Rayfield’s proposal has also been panned by Honest Elections Oregon, the advocacy group that has passed campaign contribution limits in Portland and Multnomah County.

Honest Elections and its allies failed to land a system of statewide limits on the 2022 ballot, after Secretary of State Shemia Fagan’s office found its proposals contained technical errors. In addition to pursuing a ballot measure next year, the group has circulated a list of detailed critiques about Rayfield’s proposal. A chief complaint: The bill would allow wealthy companies and people to escape limits by giving to candidates via a variety of shell companies.

“The problem is the bill has so many loopholes that the nominal limits don’t mean anything,” said Dan Meek, an elections attorney and member of Honest Elections Oregon. “All we know is that Rayfield wants to pursue a bill that all the good government groups oppose.”

Rayfield, meanwhile, suggested this week that any attempts to pass campaign finance laws on the ballot could be doomed before they begin.

“A lot of these ballot measures have had multiple biennia to be filed and raise the money to put on the ballot, and nobody has done it,” he said. “What’s to say that the next two years is any different?”

Oregon has a fraught history with attempting to tamp down campaign spending.

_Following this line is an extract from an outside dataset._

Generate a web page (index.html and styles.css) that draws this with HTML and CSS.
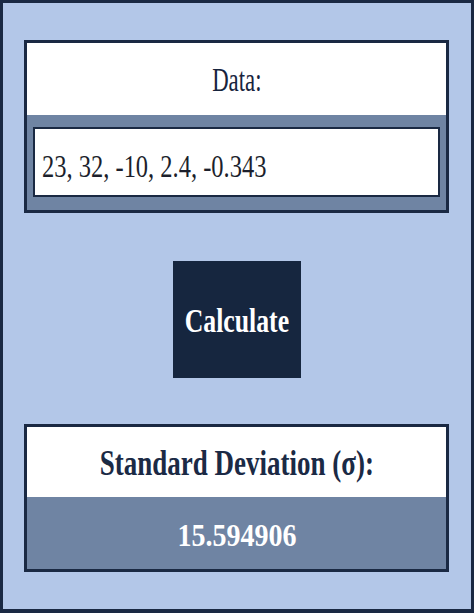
FILE: index.html
```html
<!DOCTYPE html>
<html lang="en">
<head>
    <meta charset="UTF-8">
    <meta name="viewport" content="width=device-width, initial-scale=1.0">
    <title>Standard Deviation</title>
    <link rel="stylesheet" href="styles.css">
</head>
<body>
    <div class="app">
        <div class="card">
            <div class="card-head">
                <span class="squeeze label">Data:</span>
            </div>
            <div class="card-body">
                <div class="field">
                    <span class="squeeze entry">23, 32, -10, 2.4, -0.343</span>
                </div>
            </div>
        </div>

        <button class="calc">
            <span class="squeeze">Calculate</span>
        </button>

        <div class="card">
            <div class="card-head result-head">
                <span class="squeeze title">Standard Deviation (σ):</span>
            </div>
            <div class="card-body result">
                <span class="squeeze value">15.594906</span>
            </div>
        </div>
    </div>
</body>
</html>
```

FILE: styles.css
```css
*{
    margin: 0;
    padding: 0;
    box-sizing: border-box;
}

body{
    font-family: "Liberation Serif", "Times New Roman", serif;
    color: #1b2a45;
}

.app{
    height: 613px;
    border: 3px solid #1a2943;
    border-bottom-width: 4px;
    background: #b3c7e8;
    padding: 37px 22px 37px 21px;
    display: flex;
    flex-direction: column;
    align-items: flex-start;
}

/* georgia-ish narrow serif look */
.squeeze{
    display: inline-block;
    white-space: nowrap;
}

.card{
    width: 425px;
    border: 3px solid #1a2943;
    background: #6f84a3;
}

.card-head{
    height: 72px;
    background: #fff;
    display: flex;
    justify-content: center;
    align-items: center;
}

.label{
    font-size: 34px;
    line-height: 1;
    color: #17243d;
    transform: scaleX(0.67);
    margin-top: 2px;
}

.card-body{
    padding: 12px 6px 13px;
}

.field{
    height: 70px;
    background: #fff;
    border: 2px solid #1a2943;
    display: flex;
    align-items: center;
    padding: 8px 0 0 7px;
}

.entry{
    font-size: 31px;
    line-height: 1;
    color: #1c1f2c;
    transform: scaleX(0.79);
    transform-origin: left center;
}

.calc{
    align-self: center;
    width: 128px;
    height: 117px;
    margin: 48px 0 46px;
    padding: 0;
    border: none;
    background: #16263f;
    color: #fff;
    font-family: "Liberation Serif", "Times New Roman", serif;
    font-weight: bold;
    font-size: 33px;
    line-height: 1;
    display: flex;
    justify-content: center;
    align-items: center;
    cursor: pointer;
}

.calc .squeeze{
    transform: scaleX(0.78);
    margin-top: 4px;
}

.result-head{
    height: 70px;
}

.title{
    font-size: 36px;
    font-weight: bold;
    line-height: 1;
    transform: scaleX(0.75);
    margin-top: 1px;
}

.result{
    height: 72px;
    padding: 0;
    display: flex;
    justify-content: center;
    align-items: center;
}

.value{
    font-size: 32px;
    font-weight: bold;
    line-height: 1;
    color: #fff;
    transform: scaleX(0.875);
    margin-top: 4px;
}
```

For decades, a state supreme court ruling that political donations qualified as free speech ensured policymakers were blocked from creating limits. But the court reversed course in 2020. That same year, voters overwhelmingly approved a measure that amended the state Constitution to explicitly allow for campaign finance limits.

The mandate from voters seemed at first like it would give urgency to lawmakers. Instead, the Legislature has largely punted on the issue as the state’s 90 lawmakers bring different views of what limits on political giving should look like – and what such rules might mean for their political futures.

“I’m not going out on a limb when I say, ‘Yeah, I believe there should be limits,’” said House Majority Leader Julie Fahey, D-Eugene. “The voters have said our current system doesn’t work.”

Rayfield and Fahey have been talking to business, labor and good governance groups in recent weeks, and are working up an amendment to HB 2003. Fahey expects to hold a hearing on that amendment in the House Rules Committee she chairs, but in a recent interview said she didn’t know when.

Meanwhile, state Sen. Jeff Golden, D-Ashland, has his own bill advocating tighter limits than HB 2003. Golden’s bill has yet to get a hearing, however, and Senate leaders have signaled they could be content allowing the House to take the lead on campaign finance issues this session.

If Democrats do advance a proposal, they’ll likely need to pass it along party lines. Republicans have long complained that proposals like Rayfield’s are unfair.

“Democratic campaign finance proposals game the system in favor of their public sector union donors,” House Minority Leader Vikki Breese-Iverson, R-Prineville, said in a statement to OPB. “While these conversations have occurred this session, we know progressive activists are pressing the majority to introduce extreme and unbalanced proposals. Any discussions surrounding campaign finance must prioritize transparency over control.”

Despite the varied opinions about what sensible contribution limits look like, virtually everyone expects a system to take hold eventually.

When that happens, the state is likely to see a rush of “independent expenditures,” campaign spending in favor or opposing a candidate that is created without a candidate’s input or knowledge. Because of the 2010 U.S. Supreme Court ruling in Citizens United v. FEC, independent expenditures are not subject to campaign finance limits.

“You can’t stop money going into politics,” said Joe Baessler, associate director of Oregon AFSCME Council 75, a major political donor. “The best you can do is figure out what is the type of electioneering, what is the type of electoral behavior you want to incentivize.”